The Arizona Coyotes’ bid for a new arena appears to be dead.
In the first release of results from Tuesday’s referendum, voters in the Phoenix suburb of Tempe were strongly against three propositions to build a $2.3 billion entertainment district that would include a new arena for the Coyotes.
Opposition to the three propositions had a double-digit lead over those in favor, with only ballots dropped off Tuesday left to count.
“The National Hockey League is terribly disappointed by the results of the public referendum regarding the Coyotes’ arena project in Tempe,” NHL Commissioner Gary Bettman said. “We are going to review with the Coyotes what the options might be going forward.”
The vote took place after the city of Phoenix and Sky Harbor International Airport expressed concerns about residences that were part of the project in a high-noise area under the airport’s flight path.
The Coyotes had hoped a new arena in Tempe would finally allow the franchise to settle down after playing in three different venues since moving to Arizona.
Now it appears the franchise has to search for a new home — again.
“We are very disappointed Tempe voters did not approve Propositions 301, 302, and 303,” the Coyotes said. “As Tempe Mayor Corey Woods said, it was the best sports deal in Arizona history. The Coyotes wish to thank everyone who supported our efforts and voted yes.”
The team shared a downtown Phoenix arena with the NBA’s Phoenix Suns after relocating from Winnipeg in 1996, then moved to Glendale’s Gila River Arena in 2003. But the Coyotes had a troubled tenure in the Phoenix suburb.
Then-owner Jerry Moyes took the Coyotes into bankruptcy in 2009 and Canadian billionaire Jim Balsillie put in a bid to purchase the team with the intention of moving it to Hamilton, Ontario.
The NHL, wanting to keep the team in Arizona, put in a counter bid and a Phoenix judge ruled the team could not be sold to Balsillie to circumvent the NHL’s relocation rules.
The league ran the Coyotes for four seasons and the financial constraints took a toll, leading in part to a seven-year playoff drought.

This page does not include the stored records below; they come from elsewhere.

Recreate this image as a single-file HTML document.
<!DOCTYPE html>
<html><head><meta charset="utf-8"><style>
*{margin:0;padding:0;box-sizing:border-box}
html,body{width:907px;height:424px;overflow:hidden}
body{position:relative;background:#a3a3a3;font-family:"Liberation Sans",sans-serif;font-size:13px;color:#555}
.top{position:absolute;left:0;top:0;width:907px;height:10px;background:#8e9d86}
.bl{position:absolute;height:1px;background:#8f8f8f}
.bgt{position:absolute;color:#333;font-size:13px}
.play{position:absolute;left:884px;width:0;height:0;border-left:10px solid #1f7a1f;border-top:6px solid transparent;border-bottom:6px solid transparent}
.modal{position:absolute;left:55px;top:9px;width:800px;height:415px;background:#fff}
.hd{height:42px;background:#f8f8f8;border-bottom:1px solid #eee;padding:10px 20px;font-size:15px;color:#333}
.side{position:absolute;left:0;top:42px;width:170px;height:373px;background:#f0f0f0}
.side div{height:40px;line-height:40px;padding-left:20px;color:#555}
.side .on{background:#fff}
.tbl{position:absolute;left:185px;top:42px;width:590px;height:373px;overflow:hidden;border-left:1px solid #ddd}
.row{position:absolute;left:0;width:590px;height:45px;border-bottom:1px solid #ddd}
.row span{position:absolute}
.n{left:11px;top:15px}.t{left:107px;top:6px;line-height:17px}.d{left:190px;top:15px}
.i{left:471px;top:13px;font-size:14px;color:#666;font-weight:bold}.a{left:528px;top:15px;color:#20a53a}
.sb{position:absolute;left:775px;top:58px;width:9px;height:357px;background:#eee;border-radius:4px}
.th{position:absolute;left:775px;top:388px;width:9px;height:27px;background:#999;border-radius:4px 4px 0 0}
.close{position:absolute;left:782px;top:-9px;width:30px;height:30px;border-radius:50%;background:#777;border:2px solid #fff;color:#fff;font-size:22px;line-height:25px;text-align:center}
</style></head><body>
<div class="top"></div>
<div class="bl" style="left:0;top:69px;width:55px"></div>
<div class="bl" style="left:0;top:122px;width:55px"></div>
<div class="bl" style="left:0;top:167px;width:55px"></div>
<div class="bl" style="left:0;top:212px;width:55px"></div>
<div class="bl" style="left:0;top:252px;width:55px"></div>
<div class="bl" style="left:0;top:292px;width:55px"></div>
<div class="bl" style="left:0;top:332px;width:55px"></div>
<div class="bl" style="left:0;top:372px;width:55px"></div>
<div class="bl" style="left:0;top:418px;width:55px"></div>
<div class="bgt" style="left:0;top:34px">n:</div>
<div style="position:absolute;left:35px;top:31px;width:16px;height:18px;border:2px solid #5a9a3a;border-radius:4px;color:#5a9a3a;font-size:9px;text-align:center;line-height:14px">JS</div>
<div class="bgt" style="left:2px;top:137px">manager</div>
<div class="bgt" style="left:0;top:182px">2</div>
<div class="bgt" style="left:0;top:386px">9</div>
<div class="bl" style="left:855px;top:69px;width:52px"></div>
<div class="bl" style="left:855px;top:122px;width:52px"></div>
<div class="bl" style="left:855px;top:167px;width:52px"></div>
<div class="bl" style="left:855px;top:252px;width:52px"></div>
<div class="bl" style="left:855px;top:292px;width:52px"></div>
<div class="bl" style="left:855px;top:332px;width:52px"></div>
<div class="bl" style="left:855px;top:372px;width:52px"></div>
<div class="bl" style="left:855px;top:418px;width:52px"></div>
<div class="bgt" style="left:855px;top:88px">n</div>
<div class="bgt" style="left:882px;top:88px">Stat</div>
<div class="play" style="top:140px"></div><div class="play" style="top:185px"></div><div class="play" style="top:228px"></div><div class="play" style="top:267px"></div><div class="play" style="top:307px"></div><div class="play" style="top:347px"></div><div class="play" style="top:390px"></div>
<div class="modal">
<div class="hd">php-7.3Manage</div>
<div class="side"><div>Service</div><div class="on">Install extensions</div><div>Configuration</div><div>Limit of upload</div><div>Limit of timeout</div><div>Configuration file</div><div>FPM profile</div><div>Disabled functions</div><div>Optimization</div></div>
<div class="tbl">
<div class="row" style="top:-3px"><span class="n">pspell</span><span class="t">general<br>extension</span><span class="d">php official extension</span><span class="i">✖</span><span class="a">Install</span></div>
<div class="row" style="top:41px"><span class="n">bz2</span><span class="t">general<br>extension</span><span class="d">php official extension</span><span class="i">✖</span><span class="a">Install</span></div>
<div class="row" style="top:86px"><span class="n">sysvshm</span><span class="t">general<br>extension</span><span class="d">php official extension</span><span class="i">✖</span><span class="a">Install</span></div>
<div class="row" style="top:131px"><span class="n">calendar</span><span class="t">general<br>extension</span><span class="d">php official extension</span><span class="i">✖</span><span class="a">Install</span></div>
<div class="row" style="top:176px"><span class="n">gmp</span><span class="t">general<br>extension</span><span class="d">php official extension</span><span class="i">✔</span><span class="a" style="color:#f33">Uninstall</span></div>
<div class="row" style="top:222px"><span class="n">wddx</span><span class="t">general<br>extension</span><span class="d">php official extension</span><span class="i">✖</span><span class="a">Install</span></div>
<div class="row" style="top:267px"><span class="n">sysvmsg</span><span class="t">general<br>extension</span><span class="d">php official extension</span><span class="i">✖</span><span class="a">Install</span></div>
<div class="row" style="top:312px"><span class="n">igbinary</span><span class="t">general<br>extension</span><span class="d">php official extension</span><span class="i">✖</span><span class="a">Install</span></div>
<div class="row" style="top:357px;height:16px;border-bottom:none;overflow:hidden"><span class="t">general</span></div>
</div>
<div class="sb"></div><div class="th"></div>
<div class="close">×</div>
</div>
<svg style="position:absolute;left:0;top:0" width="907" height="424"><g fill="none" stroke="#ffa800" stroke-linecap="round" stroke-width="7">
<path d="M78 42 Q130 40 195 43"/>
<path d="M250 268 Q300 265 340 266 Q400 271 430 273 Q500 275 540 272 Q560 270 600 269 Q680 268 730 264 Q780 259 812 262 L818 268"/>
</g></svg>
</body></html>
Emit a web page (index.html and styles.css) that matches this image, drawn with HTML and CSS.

A new ownership group brought new hope in 2013 but turmoil surfaced again in 2015, when the city of Glendale backed out of a long-term, multimillion-dollar lease agreement. The Coyotes leased the arena on an annual basis until Glendale announced it was terminating the contract after the 2021-22 season.
The franchise found a temporary solution, working out a deal to share Arizona State’s Mullett Arena for three seasons. The Mullett has a capacity of 5,000 and is by far the smallest home arena in the NHL.
The Coyotes submitted a bid to buy a tract of land in Tempe, and the Tempe City Council voted to begin negotiating on a new entertainment district. The City Council later voted to send the project to a public vote.
The Coyotes thought they were in good standing with the city of Phoenix and Sky Harbor before a legal filing in March sought to rescind Tempe’s recent zoning and land-use changes. It also asked to prohibit future residential considerations in an area the FAA says is incompatible with residential development due to its positioning under Sky Harbor flight paths.
The Coyotes countered by filing a $2.3 billion notice of claim against the city of Phoenix for alleged breach of contract.